Prompt: Each line below should be retyped exactly, with no pictures.
— START —
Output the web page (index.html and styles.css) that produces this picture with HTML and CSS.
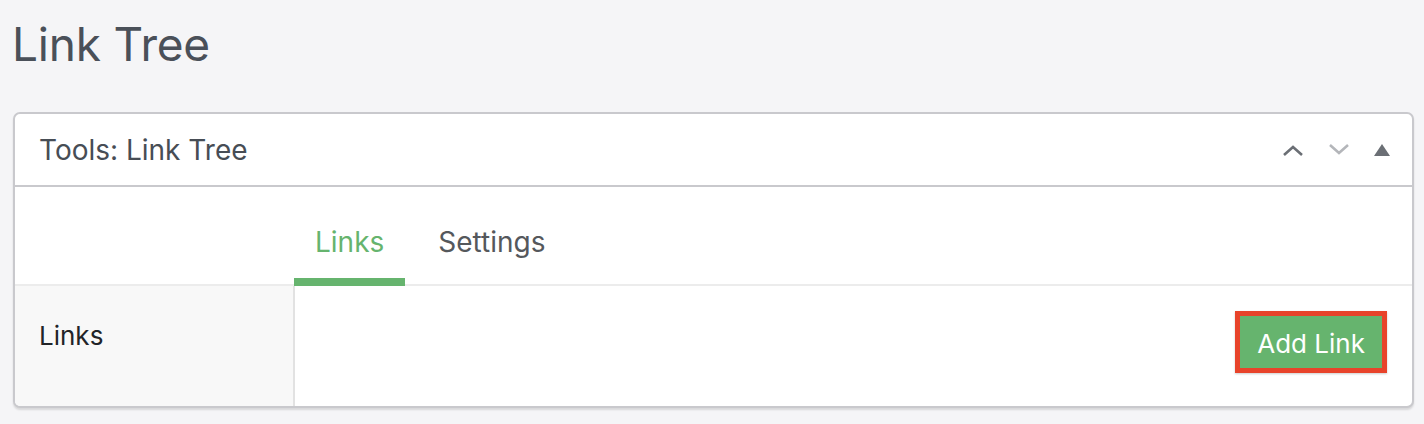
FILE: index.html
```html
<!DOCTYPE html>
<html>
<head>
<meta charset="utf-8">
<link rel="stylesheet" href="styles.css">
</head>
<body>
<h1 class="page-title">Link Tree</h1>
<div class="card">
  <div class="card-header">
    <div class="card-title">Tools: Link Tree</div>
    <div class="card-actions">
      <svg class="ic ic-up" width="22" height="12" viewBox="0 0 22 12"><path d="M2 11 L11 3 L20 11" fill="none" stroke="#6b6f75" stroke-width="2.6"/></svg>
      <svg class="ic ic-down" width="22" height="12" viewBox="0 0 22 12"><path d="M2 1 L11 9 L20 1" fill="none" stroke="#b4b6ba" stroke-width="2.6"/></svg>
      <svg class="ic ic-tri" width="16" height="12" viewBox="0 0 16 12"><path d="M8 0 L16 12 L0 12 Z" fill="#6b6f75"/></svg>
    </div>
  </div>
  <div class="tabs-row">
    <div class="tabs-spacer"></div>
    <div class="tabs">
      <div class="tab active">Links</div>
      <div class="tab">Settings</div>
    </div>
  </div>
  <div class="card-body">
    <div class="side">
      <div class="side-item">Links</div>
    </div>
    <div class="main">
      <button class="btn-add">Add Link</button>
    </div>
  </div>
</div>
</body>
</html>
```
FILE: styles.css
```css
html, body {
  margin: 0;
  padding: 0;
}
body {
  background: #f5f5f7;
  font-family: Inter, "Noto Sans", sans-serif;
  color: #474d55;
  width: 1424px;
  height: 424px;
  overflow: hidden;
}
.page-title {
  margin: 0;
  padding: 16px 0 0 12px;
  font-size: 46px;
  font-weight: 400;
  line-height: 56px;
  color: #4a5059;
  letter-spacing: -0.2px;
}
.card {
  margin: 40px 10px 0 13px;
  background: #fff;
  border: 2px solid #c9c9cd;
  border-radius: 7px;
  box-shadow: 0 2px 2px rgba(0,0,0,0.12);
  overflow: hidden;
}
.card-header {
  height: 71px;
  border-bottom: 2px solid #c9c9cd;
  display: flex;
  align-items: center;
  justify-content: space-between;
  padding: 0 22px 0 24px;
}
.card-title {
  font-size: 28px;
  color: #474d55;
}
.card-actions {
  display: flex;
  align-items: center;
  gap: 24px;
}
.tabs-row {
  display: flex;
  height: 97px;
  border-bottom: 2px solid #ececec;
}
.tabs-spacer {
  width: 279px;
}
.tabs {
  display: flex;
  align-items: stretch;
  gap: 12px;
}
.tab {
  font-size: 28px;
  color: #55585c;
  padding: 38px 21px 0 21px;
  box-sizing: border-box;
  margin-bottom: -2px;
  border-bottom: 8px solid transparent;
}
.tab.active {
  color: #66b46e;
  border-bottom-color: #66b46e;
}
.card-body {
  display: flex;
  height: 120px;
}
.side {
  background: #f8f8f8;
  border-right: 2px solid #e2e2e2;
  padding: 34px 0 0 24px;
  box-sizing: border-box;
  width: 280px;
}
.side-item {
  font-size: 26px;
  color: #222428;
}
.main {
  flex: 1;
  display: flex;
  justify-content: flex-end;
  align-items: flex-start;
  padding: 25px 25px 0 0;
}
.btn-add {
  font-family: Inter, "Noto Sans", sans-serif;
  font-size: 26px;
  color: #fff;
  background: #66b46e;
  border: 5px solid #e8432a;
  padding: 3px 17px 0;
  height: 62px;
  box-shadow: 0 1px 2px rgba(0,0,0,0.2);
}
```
— END —
Answer to the task:
Output the web page (index.html and styles.css) that produces this picture with HTML and CSS.
FILE: index.html
```html
<!DOCTYPE html>
<html>
<head>
<meta charset="utf-8">
<link rel="stylesheet" href="styles.css">
</head>
<body>
<h1 class="page-title">Link Tree</h1>
<div class="card">
  <div class="card-header">
    <div class="card-title">Tools: Link Tree</div>
    <div class="card-actions">
      <svg class="ic ic-up" width="22" height="12" viewBox="0 0 22 12"><path d="M2 11 L11 3 L20 11" fill="none" stroke="#6b6f75" stroke-width="2.6"/></svg>
      <svg class="ic ic-down" width="22" height="12" viewBox="0 0 22 12"><path d="M2 1 L11 9 L20 1" fill="none" stroke="#b4b6ba" stroke-width="2.6"/></svg>
      <svg class="ic ic-tri" width="16" height="12" viewBox="0 0 16 12"><path d="M8 0 L16 12 L0 12 Z" fill="#6b6f75"/></svg>
    </div>
  </div>
  <div class="tabs-row">
    <div class="tabs-spacer"></div>
    <div class="tabs">
      <div class="tab active">Links</div>
      <div class="tab">Settings</div>
    </div>
  </div>
  <div class="card-body">
    <div class="side">
      <div class="side-item">Links</div>
    </div>
    <div class="main">
      <button class="btn-add">Add Link</button>
    </div>
  </div>
</div>
</body>
</html>
```
FILE: styles.css
```css
html, body {
  margin: 0;
  padding: 0;
}
body {
  background: #f5f5f7;
  font-family: Inter, "Noto Sans", sans-serif;
  color: #474d55;
  width: 1424px;
  height: 424px;
  overflow: hidden;
}
.page-title {
  margin: 0;
  padding: 16px 0 0 12px;
  font-size: 46px;
  font-weight: 400;
  line-height: 56px;
  color: #4a5059;
  letter-spacing: -0.2px;
}
.card {
  margin: 40px 10px 0 13px;
  background: #fff;
  border: 2px solid #c9c9cd;
  border-radius: 7px;
  box-shadow: 0 2px 2px rgba(0,0,0,0.12);
  overflow: hidden;
}
.card-header {
  height: 71px;
  border-bottom: 2px solid #c9c9cd;
  display: flex;
  align-items: center;
  justify-content: space-between;
  padding: 0 22px 0 24px;
}
.card-title {
  font-size: 28px;
  color: #474d55;
}
.card-actions {
  display: flex;
  align-items: center;
  gap: 24px;
}
.tabs-row {
  display: flex;
  height: 97px;
  border-bottom: 2px solid #ececec;
}
.tabs-spacer {
  width: 279px;
}
.tabs {
  display: flex;
  align-items: stretch;
  gap: 12px;
}
.tab {
  font-size: 28px;
  color: #55585c;
  padding: 38px 21px 0 21px;
  box-sizing: border-box;
  margin-bottom: -2px;
  border-bottom: 8px solid transparent;
}
.tab.active {
  color: #66b46e;
  border-bottom-color: #66b46e;
}
.card-body {
  display: flex;
  height: 120px;
}
.side {
  background: #f8f8f8;
  border-right: 2px solid #e2e2e2;
  padding: 34px 0 0 24px;
  box-sizing: border-box;
  width: 280px;
}
.side-item {
  font-size: 26px;
  color: #222428;
}
.main {
  flex: 1;
  display: flex;
  justify-content: flex-end;
  align-items: flex-start;
  padding: 25px 25px 0 0;
}
.btn-add {
  font-family: Inter, "Noto Sans", sans-serif;
  font-size: 26px;
  color: #fff;
  background: #66b46e;
  border: 5px solid #e8432a;
  padding: 3px 17px 0;
  height: 62px;
  box-shadow: 0 1px 2px rgba(0,0,0,0.2);
}
```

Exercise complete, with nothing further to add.